3. Back your impact with evidence. Whenever possible, anchor your contributions in data: revenue lifted, costs avoided, productivity improved, engagement scores raised. But don’t force metrics where they don’t fit. Some of the most valuable work builds trust, resolves conflict, develops future leaders, or stabilizes operations during transitions. Observable proof matters just as much: repeated promotions, being tapped for high-stakes initiatives, or consistently advising senior leadership all signal recognized value. Tailor your examples to what your specific audience prioritizes, without ever distorting your truth.

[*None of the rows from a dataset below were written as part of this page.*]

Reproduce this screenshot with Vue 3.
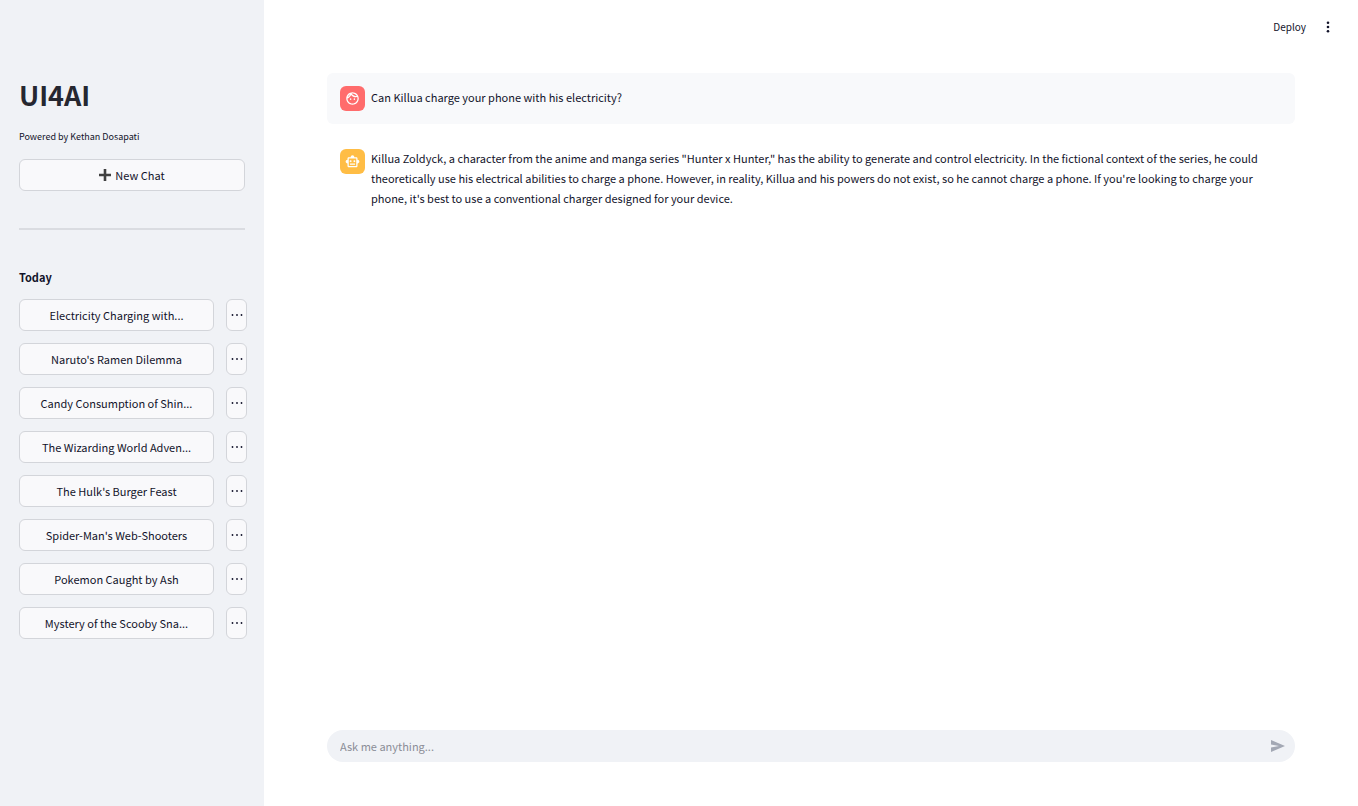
<script setup>
import { ref } from 'vue'

const question = ref('')

const conversations = [
  { id: 1, title: 'Electricity Charging with...' },
  { id: 2, title: "Naruto's Ramen Dilemma" },
  { id: 3, title: 'Candy Consumption of Shin...' },
  { id: 4, title: 'The Wizarding World Adven...' },
  { id: 5, title: "The Hulk's Burger Feast" },
  { id: 6, title: "Spider-Man's Web-Shooters" },
  { id: 7, title: 'Pokemon Caught by Ash' },
  { id: 8, title: 'Mystery of the Scooby Sna...' }
]

const messages = [
  { id: 1, role: 'user', text: 'Can Killua charge your phone with his electricity?' },
  {
    id: 2,
    role: 'assistant',
    text: 'Killua Zoldyck, a character from the anime and manga series "Hunter x Hunter," has the ability to generate and control electricity. In the fictional context of the series, he could theoretically use his electrical abilities to charge a phone. However, in reality, Killua and his powers do not exist, so he cannot charge a phone. If you\'re looking to charge your phone, it\'s best to use a conventional charger designed for your device.'
  }
]
</script>

<template>
  <div class="app">
    <aside class="sidebar">
      <h1 class="title">UI4AI</h1>
      <p class="powered">Powered by Kethan Dosapati</p>
      <button class="btn btn-new">
        <svg class="plus" viewBox="0 0 12 12"><path d="M4.7 0h2.6v4.7H12v2.6H7.3V12H4.7V7.3H0V4.7h4.7z" /></svg>
        New Chat
      </button>

      <hr class="divider" />

      <h2 class="group">Today</h2>
      <ul class="list">
        <li v-for="conv in conversations" :key="conv.id" class="row">
          <button class="btn btn-conv">{{ conv.title }}</button>
          <button class="btn btn-more" :aria-label="'Options for ' + conv.title">
            <svg viewBox="0 0 12 12"><circle cx="1.5" cy="6" r="0.9" /><circle cx="6" cy="6" r="0.9" /><circle cx="10.5" cy="6" r="0.9" /></svg>
          </button>
        </li>
      </ul>
    </aside>

    <main class="main">
      <header class="toolbar">
        <button class="deploy">Deploy</button>
        <button class="menu" aria-label="Menu">
          <svg viewBox="0 0 4 12"><circle cx="2" cy="1.8" r="1.3" /><circle cx="2" cy="6" r="1.3" /><circle cx="2" cy="10.2" r="1.3" /></svg>
        </button>
      </header>

      <section class="chat">
        <div v-for="msg in messages" :key="msg.id" class="message" :class="msg.role">
          <div class="avatar">
            <svg v-if="msg.role === 'user'" viewBox="0 0 24 24">
              <path d="M10.25 13c0 .69-.56 1.25-1.25 1.25S7.75 13.69 7.75 13s.56-1.25 1.25-1.25 1.25.56 1.25 1.25zM15 11.75c-.69 0-1.25.56-1.25 1.25s.56 1.25 1.25 1.25 1.25-.56 1.25-1.25-.56-1.25-1.25-1.25zm7 .25c0 5.52-4.48 10-10 10S2 17.52 2 12 6.48 2 12 2s10 4.48 10 10zM10.66 4.12C12.06 6.44 14.6 8 17.5 8c.46 0 .91-.05 1.34-.12C17.44 5.56 14.9 4 12 4c-.46 0-.91.05-1.34.12zM4.42 9.47c1.71-.97 3.03-2.55 3.66-4.44C6.37 6 5.05 7.58 4.42 9.47zM20 12c0-.78-.12-1.53-.33-2.24-.7.15-1.42.24-2.17.24-3.13 0-5.92-1.44-7.76-3.69C8.69 8.87 6.6 10.88 4 11.86c.01.04 0 .09 0 .14 0 4.41 3.59 8 8 8s8-3.59 8-8z" />
            </svg>
            <svg v-else viewBox="0 0 24 24">
              <path d="M20 9V7c0-1.1-.9-2-2-2h-3c0-1.66-1.34-3-3-3S9 3.34 9 5H6c-1.1 0-2 .9-2 2v2c-1.66 0-3 1.34-3 3s1.34 3 3 3v4c0 1.1.9 2 2 2h12c1.1 0 2-.9 2-2v-4c1.66 0 3-1.34 3-3s-1.34-3-3-3zm-2 10H6V7h12v12zm-9-6c-.83 0-1.5-.67-1.5-1.5S8.17 10 9 10s1.5.67 1.5 1.5S9.83 13 9 13zm7.5-1.5c0 .83-.67 1.5-1.5 1.5s-1.5-.67-1.5-1.5.67-1.5 1.5-1.5 1.5.67 1.5 1.5zM8 15h8v2H8v-2z" />
            </svg>
          </div>
          <p class="text">{{ msg.text }}</p>
        </div>
      </section>

      <form class="prompt" @submit.prevent>
        <input v-model="question" class="prompt-input" type="text" placeholder="Ask me anything..." aria-label="Ask me anything" />
        <button class="send" aria-label="Send">
          <svg viewBox="0 0 14 12"><path d="M0 0l14 6-14 6V7.4L8 6 0 4.6z" /></svg>
        </button>
      </form>
    </main>
  </div>
</template>

<style>
body {
  margin: 0;
  background: #fff;
}
</style>

<style scoped>
.app {
  display: flex;
  min-height: 100vh;
  color: #12132a;
  font-family: "Source Sans Pro", "Noto Sans CJK JP", sans-serif;
  font-size: 11px;
  line-height: 20px;
}
button,
input {
  font: inherit;
  color: inherit;
}
button {
  padding: 0;
  border: none;
  background: none;
  cursor: pointer;
}
svg {
  display: block;
  fill: currentColor;
}

/* ── Sidebar ── */

.sidebar {
  box-sizing: border-box;
  flex: 0 0 264px;
  padding: 75px 19px 40px;
  background: #f0f2f6;
}
.title {
  margin: 0;
  font-size: 27px;
  font-weight: 700;
  line-height: 40px;
  color: #262730;
}
.powered {
  margin: 12px 0;
  font-size: 9px;
}
.btn {
  display: flex;
  align-items: center;
  justify-content: center;
  box-sizing: border-box;
  height: 32px;
  padding-bottom: 1px;
  border: 1px solid #d3d5da;
  border-radius: 6px;
  background: #f9f9fb;
  white-space: nowrap;
}
.btn:hover { border-color: #ff4b4b; }
.btn-new {
  gap: 4px;
  width: 100%;
}
.plus {
  width: 12px;
  height: 12px;
  fill: #404040;
}
.divider {
  height: 2px;
  margin: 37px 0;
  border: none;
  background: #dadce1;
}
.group {
  margin: 0 0 12px;
  font-size: 11px;
  font-weight: 700;
}
.list {
  display: flex;
  flex-direction: column;
  gap: 12px;
  margin: 0 -2px 0 0;
  padding: 0;
  list-style: none;
}
.row {
  display: flex;
  gap: 12px;
}
.btn-conv {
  flex: 1;
  min-width: 0;
}
.btn-more { width: 21px; }
.btn-more svg {
  width: 12px;
  height: 12px;
}

/* ── Main ── */

.main {
  flex: 1;
  min-width: 0;
  display: flex;
  flex-direction: column;
  padding: 0 63px 44px;
}
.toolbar {
  display: flex;
  align-items: center;
  justify-content: flex-end;
  gap: 20px;
  height: 54px;
  margin-right: -35px;
}
.deploy { font-size: 10px; }
.menu svg {
  width: 4px;
  height: 12px;
}
.chat {
  display: flex;
  flex-direction: column;
  flex: 1;
  gap: 12px;
  padding: 19px 0;
}
.message {
  display: flex;
  align-items: flex-start;
  gap: 6px;
  padding: 13px;
  border-radius: 6px;
}
.user { background: #f8f9fb; }
.avatar {
  display: flex;
  align-items: center;
  justify-content: center;
  flex: 0 0 25px;
  height: 25px;
  border-radius: 6px;
  background: #ffbd45;
  color: #fff;
}
.user .avatar { background: #ff6c6c; }
.avatar svg {
  width: 15px;
  height: 15px;
}
.text { margin: -1px 0 0; }
.user .text {
  margin: 0;
  padding: 1px 0 4px;
}

.prompt {
  display: flex;
  align-items: center;
  height: 32px;
  padding: 0 10px 0 13px;
  border-radius: 16px;
  background: #f0f2f6;
}
.prompt-input {
  flex: 1;
  min-width: 0;
  padding: 0 0 1px;
  border: none;
  outline: none;
  background: transparent;
}
.prompt-input::placeholder {
  color: #8b8d97;
  opacity: 1;
}
.send { color: #a3a8b4; }
.send svg {
  width: 14px;
  height: 12px;
}
</style>
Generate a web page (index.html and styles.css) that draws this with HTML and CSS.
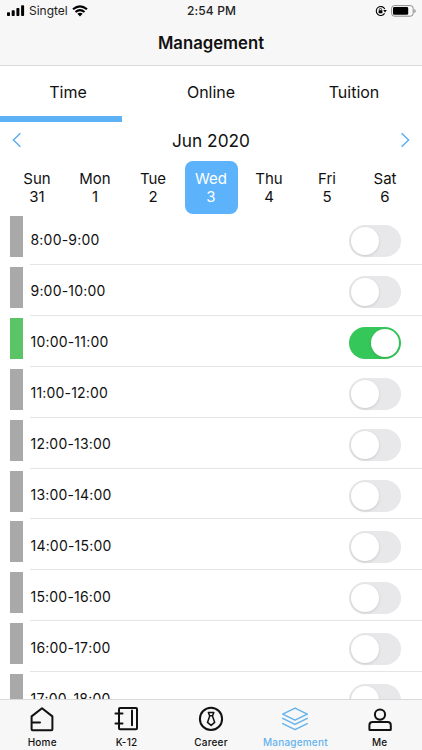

4. Identify the strengths that consistently drive your success. The abilities that come naturally to you are often the ones you underestimate. Look for patterns across your career: Are you repeatedly asked to untangle complexity? Rebuild fractured processes? Translate strategy into execution? Calm volatile situations? These recurring themes point to your unique value proposition, regardless of industry or title. Ask trusted mentors, former managers, or colleagues for honest feedback. They often see your strengths more clearly than you do.
The Role of Your Professional Story Your background matters, but only when it connects to the value you create for others. Employers aren’t just trying to understand your past; they’re trying to gauge what they can trust you to deliver in the future. Instead of asking how to make your resume sound more impressive, ask: What have my experiences taught me to see, solve, build, or lead that others might miss? Those answers reveal transferable patterns that transcend job titles and industry shifts. They become the foundation of a compelling professional narrative.
Career advancement ultimately hinges on your ability to answer one question with clarity and confidence:
What positive difference do you consistently make?
When you can articulate that thoughtfully, decision-makers won’t just see where you’ve been. They’ll recognize what you’re capable of delivering next. And that’s how you move from being qualified to being indispensable.